Other minor problems:

• Line 9 -10: “Methylation is an epigenetic process of regulating gene expression in which methyl groups are attached to DNA molecules, often in promoter regions”. Such definition of “DNA methylation” is not accurate, and have these problems: 1) in the context of this manuscript, the audience know “Methylation” was referring to “DNA methylation”(5mC), but there are other type of methylations including RNA methylation (m6A) and histone methylation. 2) the methyl groups are attached to the 5th C of the cytosine ring. In somatic cells, 5mC most occurs in the CpG dinucleotides, and CpG CpG dinucleotides form CpG islands (CGIs). Many CGIs are located in promoters, but not all of them.
• Line 99-100: “We anticipated that many genes (such as tumor suppressor genes) would have consistently low methylation levels because those genes must be consistently expressed to properly regulate cellular division, growth, and other proliferation activities”. This is not always true, TP53 is a well-known tumor suppressor gene, but this gene is inactive or expressed at very low level in normal conditions.
• Line 238-240: “Because oncogenes are typically expressed at relatively high levels and tumor suppressor genes are typically expressed at relatively low levels, we expected that oncogenes would have higher methylation levels than tumor suppressor genes.” I don’t’ understand the logic here, if you assume oncogenes are “HIGH” expressed, you should expect “LOW” methylation at the promoter.
• Line 61: gene symbols should be in italics

Reviewer 2 ·

Basic reporting

This paper describes the process of collecting methylation data related to pediatric tumors and a set of normal samples.
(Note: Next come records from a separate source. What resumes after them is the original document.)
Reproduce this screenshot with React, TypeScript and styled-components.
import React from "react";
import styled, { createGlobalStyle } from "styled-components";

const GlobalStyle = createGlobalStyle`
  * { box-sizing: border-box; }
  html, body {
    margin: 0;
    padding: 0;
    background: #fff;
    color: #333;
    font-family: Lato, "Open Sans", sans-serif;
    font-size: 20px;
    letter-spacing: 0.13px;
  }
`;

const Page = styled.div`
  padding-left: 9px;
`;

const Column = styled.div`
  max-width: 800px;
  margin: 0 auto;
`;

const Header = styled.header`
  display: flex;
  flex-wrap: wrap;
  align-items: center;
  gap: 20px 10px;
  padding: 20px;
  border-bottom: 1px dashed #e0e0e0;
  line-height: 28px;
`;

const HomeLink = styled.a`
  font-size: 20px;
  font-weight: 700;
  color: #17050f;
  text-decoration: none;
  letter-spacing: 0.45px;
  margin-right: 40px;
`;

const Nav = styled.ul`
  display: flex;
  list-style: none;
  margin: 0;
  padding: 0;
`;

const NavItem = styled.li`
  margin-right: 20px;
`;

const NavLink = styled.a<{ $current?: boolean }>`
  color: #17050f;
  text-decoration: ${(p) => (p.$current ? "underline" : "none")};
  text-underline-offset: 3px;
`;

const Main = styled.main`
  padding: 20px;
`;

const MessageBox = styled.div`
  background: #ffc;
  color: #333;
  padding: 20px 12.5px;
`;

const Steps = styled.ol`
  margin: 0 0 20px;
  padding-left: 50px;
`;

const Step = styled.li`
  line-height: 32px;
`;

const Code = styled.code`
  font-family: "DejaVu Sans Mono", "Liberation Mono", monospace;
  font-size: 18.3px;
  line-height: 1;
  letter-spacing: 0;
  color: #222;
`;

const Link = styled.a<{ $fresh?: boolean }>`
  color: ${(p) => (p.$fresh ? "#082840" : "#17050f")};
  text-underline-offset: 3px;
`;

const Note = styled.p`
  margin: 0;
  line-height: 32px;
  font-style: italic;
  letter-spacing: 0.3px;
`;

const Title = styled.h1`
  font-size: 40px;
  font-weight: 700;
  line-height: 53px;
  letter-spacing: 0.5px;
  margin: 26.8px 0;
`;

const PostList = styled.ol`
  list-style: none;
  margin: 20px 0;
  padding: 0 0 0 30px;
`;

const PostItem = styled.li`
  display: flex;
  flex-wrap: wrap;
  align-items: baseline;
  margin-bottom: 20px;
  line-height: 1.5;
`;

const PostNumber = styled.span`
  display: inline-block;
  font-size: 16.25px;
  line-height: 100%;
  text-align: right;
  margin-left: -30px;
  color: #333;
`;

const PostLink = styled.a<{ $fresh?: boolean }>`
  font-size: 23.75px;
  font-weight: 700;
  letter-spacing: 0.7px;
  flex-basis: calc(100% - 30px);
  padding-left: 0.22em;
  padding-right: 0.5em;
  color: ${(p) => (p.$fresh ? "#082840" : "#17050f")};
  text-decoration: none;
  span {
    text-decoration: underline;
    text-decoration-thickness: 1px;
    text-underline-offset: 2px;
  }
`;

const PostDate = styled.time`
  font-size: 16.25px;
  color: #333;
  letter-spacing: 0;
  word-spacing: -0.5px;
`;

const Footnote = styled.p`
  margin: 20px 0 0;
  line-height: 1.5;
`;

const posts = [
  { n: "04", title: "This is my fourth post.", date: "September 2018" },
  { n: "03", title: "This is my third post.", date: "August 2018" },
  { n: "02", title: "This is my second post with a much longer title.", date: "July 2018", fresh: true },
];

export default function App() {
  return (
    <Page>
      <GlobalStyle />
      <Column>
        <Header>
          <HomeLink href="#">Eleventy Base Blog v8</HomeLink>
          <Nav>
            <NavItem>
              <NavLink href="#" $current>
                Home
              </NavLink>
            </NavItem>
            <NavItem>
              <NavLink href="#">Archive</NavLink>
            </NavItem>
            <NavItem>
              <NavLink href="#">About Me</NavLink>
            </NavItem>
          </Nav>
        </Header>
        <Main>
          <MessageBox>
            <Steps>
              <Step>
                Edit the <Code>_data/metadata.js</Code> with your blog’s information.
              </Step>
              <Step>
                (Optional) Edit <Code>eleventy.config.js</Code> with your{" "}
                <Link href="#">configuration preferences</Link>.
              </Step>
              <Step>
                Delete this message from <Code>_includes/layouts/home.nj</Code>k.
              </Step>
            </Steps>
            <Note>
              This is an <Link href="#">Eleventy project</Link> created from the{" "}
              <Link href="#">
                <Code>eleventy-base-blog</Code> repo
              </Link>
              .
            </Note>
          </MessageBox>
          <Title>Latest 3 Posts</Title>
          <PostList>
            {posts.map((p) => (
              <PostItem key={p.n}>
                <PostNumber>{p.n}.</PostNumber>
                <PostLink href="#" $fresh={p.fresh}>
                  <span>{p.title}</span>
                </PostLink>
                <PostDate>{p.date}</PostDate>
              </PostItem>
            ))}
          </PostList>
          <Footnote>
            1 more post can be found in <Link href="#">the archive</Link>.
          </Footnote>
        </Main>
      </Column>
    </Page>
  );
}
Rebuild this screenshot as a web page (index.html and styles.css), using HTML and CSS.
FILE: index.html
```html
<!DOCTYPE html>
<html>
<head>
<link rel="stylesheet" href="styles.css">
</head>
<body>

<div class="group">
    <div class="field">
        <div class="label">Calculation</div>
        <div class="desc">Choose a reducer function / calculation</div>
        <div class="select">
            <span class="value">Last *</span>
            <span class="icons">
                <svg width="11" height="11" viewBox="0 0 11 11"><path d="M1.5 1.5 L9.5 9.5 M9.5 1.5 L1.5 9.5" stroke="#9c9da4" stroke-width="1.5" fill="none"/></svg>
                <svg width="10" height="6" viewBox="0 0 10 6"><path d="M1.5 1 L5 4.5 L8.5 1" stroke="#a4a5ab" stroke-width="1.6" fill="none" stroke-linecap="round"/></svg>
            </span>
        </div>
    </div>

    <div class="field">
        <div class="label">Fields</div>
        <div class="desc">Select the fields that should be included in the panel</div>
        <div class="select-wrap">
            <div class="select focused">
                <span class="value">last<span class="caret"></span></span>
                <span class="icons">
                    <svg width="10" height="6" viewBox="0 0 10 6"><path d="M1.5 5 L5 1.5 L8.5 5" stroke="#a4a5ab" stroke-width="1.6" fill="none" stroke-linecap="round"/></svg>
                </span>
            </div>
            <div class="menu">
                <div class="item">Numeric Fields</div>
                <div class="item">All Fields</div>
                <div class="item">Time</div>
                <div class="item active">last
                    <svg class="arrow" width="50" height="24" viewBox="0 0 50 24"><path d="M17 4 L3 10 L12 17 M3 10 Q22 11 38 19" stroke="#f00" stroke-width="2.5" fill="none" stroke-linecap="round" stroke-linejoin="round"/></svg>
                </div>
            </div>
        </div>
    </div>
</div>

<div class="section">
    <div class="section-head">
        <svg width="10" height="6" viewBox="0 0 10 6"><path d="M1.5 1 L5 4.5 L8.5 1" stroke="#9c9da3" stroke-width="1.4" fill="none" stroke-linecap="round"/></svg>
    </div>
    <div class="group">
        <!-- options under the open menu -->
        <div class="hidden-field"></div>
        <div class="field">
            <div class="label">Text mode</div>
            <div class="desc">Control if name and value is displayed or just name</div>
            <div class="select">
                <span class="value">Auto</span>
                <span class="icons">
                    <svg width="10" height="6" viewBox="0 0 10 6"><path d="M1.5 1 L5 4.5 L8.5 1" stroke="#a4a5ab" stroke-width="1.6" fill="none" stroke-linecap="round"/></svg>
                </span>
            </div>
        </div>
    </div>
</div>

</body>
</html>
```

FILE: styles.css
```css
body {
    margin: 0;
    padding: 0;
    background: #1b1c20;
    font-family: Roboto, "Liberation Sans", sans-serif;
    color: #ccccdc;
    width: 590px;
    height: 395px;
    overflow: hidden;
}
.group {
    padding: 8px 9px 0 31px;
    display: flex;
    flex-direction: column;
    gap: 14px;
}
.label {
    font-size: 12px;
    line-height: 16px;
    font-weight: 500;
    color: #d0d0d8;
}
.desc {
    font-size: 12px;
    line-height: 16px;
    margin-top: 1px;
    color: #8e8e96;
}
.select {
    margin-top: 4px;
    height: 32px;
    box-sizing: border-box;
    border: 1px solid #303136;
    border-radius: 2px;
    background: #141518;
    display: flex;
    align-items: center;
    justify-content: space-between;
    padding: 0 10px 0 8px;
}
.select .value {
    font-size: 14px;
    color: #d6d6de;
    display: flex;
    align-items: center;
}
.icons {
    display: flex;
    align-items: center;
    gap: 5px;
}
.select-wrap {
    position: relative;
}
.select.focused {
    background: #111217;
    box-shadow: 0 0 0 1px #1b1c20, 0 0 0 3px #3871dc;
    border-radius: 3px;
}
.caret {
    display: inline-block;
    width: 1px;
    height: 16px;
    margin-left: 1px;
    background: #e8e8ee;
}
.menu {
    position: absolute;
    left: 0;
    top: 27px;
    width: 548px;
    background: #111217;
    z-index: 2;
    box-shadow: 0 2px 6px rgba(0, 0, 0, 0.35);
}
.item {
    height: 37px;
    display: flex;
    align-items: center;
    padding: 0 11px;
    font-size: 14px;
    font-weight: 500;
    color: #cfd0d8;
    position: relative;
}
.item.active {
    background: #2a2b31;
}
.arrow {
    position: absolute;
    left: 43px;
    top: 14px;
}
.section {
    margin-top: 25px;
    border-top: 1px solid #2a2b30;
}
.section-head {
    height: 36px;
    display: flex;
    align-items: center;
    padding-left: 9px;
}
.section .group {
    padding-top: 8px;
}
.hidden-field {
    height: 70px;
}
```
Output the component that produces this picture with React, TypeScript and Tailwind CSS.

These samples were then analyzed to attempt to find genes which varied in methylation between the tumor and normal samples. The authors have also deposited all of their source code and the code appears to be well written and annotated. The paper is also well written and clear.

For the data presented in figure one, I’m wondering what the overall distribution of the gene-level methylation value looks like. I think you have two plotting options here, assuming you think this is a good recommendation. Option one would be two histograms showing the average methylation and another showing the CV values. Your other option would be a scatter plot of the average value vs CV (although you will probably have to use geom_hex with ~20000 data points). It would also be helpful to add a few lines to these plots to show where the categorization thresholds are.

Minor:

Typo line 38: “one type of genes” -> “one type of gene”
Typo line 40: “type of genes” -> “type of gene”

Experimental design

I suppose my largest problem with the entire design of this study is I don’t really think the samples you’ve gathered can be compared. Why would methylation data from fetuses through to 18 year olds from diverse tissues be comparable to unmatched tumor samples? I of course realize that there probably isn’t an ironclad great answer to this and you did somewhat address this by indicating that there weren’t dramatic differences in baseline data sets, but I’d like to see this examined more. Are all the genes in the high variance categories in Figure 1 showing significant differences between the normal data sets?

I’m also worried about using batch correction with the study ID as the batch correction factor. As far as I understand, the batch correction makes assumptions about the structure of the data that are only met when you have genuine repeats of an experimental setup, which you expect to show the same result. I think the diversity of these studies breaks that assumption. What does the methylation variance picture look like in the absence of batch correction? Specifically, if you do an analysis that is comparable to Figure 2 between the normal data sets, how many differences are you seeing?

If the other reviewer or editor don’t have a problem with combining these data sets without a deeper dive into differences in the normal data sets, then I’ll defer to their opinions.

Validity of the findings

No additional comments beyond those made in the experimental design section.